» Directive:
Quote the entries below from the line with "Rebuild this UI as HTML. Inline all styles." through the line with "</defs></svg>", both ends included, and only those lines.
[BEGIN Provided records]
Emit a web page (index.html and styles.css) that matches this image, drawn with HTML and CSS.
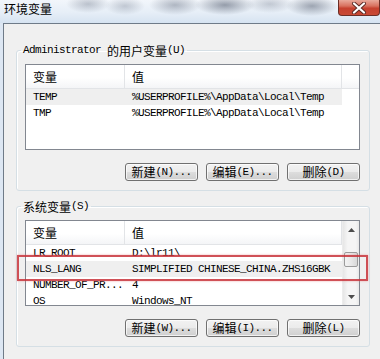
[END Provided records]
[BEGIN Provided records]
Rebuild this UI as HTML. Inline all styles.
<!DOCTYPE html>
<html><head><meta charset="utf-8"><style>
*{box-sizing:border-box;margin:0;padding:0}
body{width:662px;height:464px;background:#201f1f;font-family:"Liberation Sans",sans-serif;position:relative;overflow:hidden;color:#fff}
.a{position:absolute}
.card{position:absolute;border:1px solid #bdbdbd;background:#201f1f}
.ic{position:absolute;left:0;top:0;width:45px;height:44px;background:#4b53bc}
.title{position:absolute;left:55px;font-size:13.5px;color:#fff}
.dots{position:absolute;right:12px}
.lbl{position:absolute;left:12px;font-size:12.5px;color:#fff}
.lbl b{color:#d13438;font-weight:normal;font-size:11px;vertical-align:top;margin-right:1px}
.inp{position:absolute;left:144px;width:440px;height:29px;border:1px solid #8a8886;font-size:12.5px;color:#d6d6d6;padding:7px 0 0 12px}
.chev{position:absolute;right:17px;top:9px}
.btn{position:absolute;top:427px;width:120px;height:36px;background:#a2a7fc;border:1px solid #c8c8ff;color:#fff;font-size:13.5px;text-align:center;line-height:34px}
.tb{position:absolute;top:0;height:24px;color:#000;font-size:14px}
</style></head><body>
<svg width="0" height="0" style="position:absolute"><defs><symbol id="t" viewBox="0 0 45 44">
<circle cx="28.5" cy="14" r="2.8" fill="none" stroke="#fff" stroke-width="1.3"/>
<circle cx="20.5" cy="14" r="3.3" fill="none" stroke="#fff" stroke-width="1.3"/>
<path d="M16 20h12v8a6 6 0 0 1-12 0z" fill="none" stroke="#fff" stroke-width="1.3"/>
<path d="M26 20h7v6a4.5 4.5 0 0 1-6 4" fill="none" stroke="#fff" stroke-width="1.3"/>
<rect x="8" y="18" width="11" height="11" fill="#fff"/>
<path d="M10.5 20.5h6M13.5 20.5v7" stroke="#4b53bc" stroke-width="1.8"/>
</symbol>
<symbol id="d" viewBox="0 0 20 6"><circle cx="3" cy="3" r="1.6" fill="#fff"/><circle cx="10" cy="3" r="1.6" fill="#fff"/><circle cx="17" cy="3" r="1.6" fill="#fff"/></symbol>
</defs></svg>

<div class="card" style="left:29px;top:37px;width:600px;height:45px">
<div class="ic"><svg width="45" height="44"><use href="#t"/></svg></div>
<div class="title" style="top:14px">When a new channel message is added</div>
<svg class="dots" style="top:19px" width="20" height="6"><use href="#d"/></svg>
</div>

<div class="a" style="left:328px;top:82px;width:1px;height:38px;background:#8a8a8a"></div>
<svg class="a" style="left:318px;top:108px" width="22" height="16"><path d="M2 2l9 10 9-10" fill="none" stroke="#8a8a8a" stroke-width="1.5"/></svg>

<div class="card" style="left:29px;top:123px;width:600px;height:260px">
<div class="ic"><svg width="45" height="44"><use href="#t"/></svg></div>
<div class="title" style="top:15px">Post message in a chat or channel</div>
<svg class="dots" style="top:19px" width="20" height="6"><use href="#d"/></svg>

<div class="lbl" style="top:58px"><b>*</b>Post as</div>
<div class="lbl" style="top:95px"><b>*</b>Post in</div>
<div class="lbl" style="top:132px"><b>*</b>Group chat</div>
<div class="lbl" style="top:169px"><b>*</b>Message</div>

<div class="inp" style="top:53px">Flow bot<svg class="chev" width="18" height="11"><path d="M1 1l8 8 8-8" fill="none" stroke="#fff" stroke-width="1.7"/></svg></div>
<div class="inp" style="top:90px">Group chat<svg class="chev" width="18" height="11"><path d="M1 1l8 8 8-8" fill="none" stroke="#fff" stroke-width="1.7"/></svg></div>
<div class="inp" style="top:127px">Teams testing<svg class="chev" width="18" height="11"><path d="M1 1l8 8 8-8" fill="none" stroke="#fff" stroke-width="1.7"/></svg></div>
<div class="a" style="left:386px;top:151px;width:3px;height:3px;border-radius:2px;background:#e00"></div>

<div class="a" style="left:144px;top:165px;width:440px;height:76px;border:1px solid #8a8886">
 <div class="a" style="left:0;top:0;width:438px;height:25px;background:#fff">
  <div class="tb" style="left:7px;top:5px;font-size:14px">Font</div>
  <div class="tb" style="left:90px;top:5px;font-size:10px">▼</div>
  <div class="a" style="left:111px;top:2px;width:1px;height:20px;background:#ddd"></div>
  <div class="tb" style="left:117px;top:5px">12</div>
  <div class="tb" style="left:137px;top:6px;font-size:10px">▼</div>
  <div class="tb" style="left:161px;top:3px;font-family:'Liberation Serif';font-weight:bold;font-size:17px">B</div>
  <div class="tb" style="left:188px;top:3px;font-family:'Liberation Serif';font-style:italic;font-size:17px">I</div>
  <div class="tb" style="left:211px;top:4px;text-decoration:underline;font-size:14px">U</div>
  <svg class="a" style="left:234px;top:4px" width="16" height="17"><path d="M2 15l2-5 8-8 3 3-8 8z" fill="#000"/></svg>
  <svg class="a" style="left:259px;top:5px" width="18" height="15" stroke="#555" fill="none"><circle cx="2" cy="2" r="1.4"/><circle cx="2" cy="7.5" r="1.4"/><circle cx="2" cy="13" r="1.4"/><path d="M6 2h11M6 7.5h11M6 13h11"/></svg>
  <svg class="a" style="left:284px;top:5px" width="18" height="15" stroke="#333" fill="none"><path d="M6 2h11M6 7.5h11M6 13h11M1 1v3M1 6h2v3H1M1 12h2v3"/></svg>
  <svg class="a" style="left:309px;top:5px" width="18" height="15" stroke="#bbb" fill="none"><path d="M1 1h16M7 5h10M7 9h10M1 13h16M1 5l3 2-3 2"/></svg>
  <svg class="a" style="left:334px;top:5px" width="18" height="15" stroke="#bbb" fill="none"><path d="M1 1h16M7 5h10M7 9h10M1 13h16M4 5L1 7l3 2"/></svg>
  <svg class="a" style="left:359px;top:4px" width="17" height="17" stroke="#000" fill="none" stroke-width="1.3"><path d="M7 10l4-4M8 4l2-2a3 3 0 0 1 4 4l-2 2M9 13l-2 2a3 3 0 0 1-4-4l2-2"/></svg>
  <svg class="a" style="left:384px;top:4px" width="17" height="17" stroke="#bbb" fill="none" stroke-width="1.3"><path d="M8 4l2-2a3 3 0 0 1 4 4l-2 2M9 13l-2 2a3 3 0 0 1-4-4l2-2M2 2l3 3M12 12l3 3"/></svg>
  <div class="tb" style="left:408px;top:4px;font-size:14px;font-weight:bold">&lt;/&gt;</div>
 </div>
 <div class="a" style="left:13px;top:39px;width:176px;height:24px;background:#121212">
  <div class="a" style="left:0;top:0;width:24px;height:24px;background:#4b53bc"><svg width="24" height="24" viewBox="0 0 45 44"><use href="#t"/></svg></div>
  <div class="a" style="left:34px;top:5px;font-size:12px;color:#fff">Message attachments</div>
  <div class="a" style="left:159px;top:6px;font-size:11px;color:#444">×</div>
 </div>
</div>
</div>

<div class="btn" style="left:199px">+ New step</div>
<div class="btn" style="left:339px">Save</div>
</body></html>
[END Provided records]
» Finished task:
Rebuild this UI as HTML. Inline all styles.
<!DOCTYPE html>
<html><head><meta charset="utf-8"><style>
*{box-sizing:border-box;margin:0;padding:0}
body{width:662px;height:464px;background:#201f1f;font-family:"Liberation Sans",sans-serif;position:relative;overflow:hidden;color:#fff}
.a{position:absolute}
.card{position:absolute;border:1px solid #bdbdbd;background:#201f1f}
.ic{position:absolute;left:0;top:0;width:45px;height:44px;background:#4b53bc}
.title{position:absolute;left:55px;font-size:13.5px;color:#fff}
.dots{position:absolute;right:12px}
.lbl{position:absolute;left:12px;font-size:12.5px;color:#fff}
.lbl b{color:#d13438;font-weight:normal;font-size:11px;vertical-align:top;margin-right:1px}
.inp{position:absolute;left:144px;width:440px;height:29px;border:1px solid #8a8886;font-size:12.5px;color:#d6d6d6;padding:7px 0 0 12px}
.chev{position:absolute;right:17px;top:9px}
.btn{position:absolute;top:427px;width:120px;height:36px;background:#a2a7fc;border:1px solid #c8c8ff;color:#fff;font-size:13.5px;text-align:center;line-height:34px}
.tb{position:absolute;top:0;height:24px;color:#000;font-size:14px}
</style></head><body>
<svg width="0" height="0" style="position:absolute"><defs><symbol id="t" viewBox="0 0 45 44">
<circle cx="28.5" cy="14" r="2.8" fill="none" stroke="#fff" stroke-width="1.3"/>
<circle cx="20.5" cy="14" r="3.3" fill="none" stroke="#fff" stroke-width="1.3"/>
<path d="M16 20h12v8a6 6 0 0 1-12 0z" fill="none" stroke="#fff" stroke-width="1.3"/>
<path d="M26 20h7v6a4.5 4.5 0 0 1-6 4" fill="none" stroke="#fff" stroke-width="1.3"/>
<rect x="8" y="18" width="11" height="11" fill="#fff"/>
<path d="M10.5 20.5h6M13.5 20.5v7" stroke="#4b53bc" stroke-width="1.8"/>
</symbol>
<symbol id="d" viewBox="0 0 20 6"><circle cx="3" cy="3" r="1.6" fill="#fff"/><circle cx="10" cy="3" r="1.6" fill="#fff"/><circle cx="17" cy="3" r="1.6" fill="#fff"/></symbol>
</defs></svg>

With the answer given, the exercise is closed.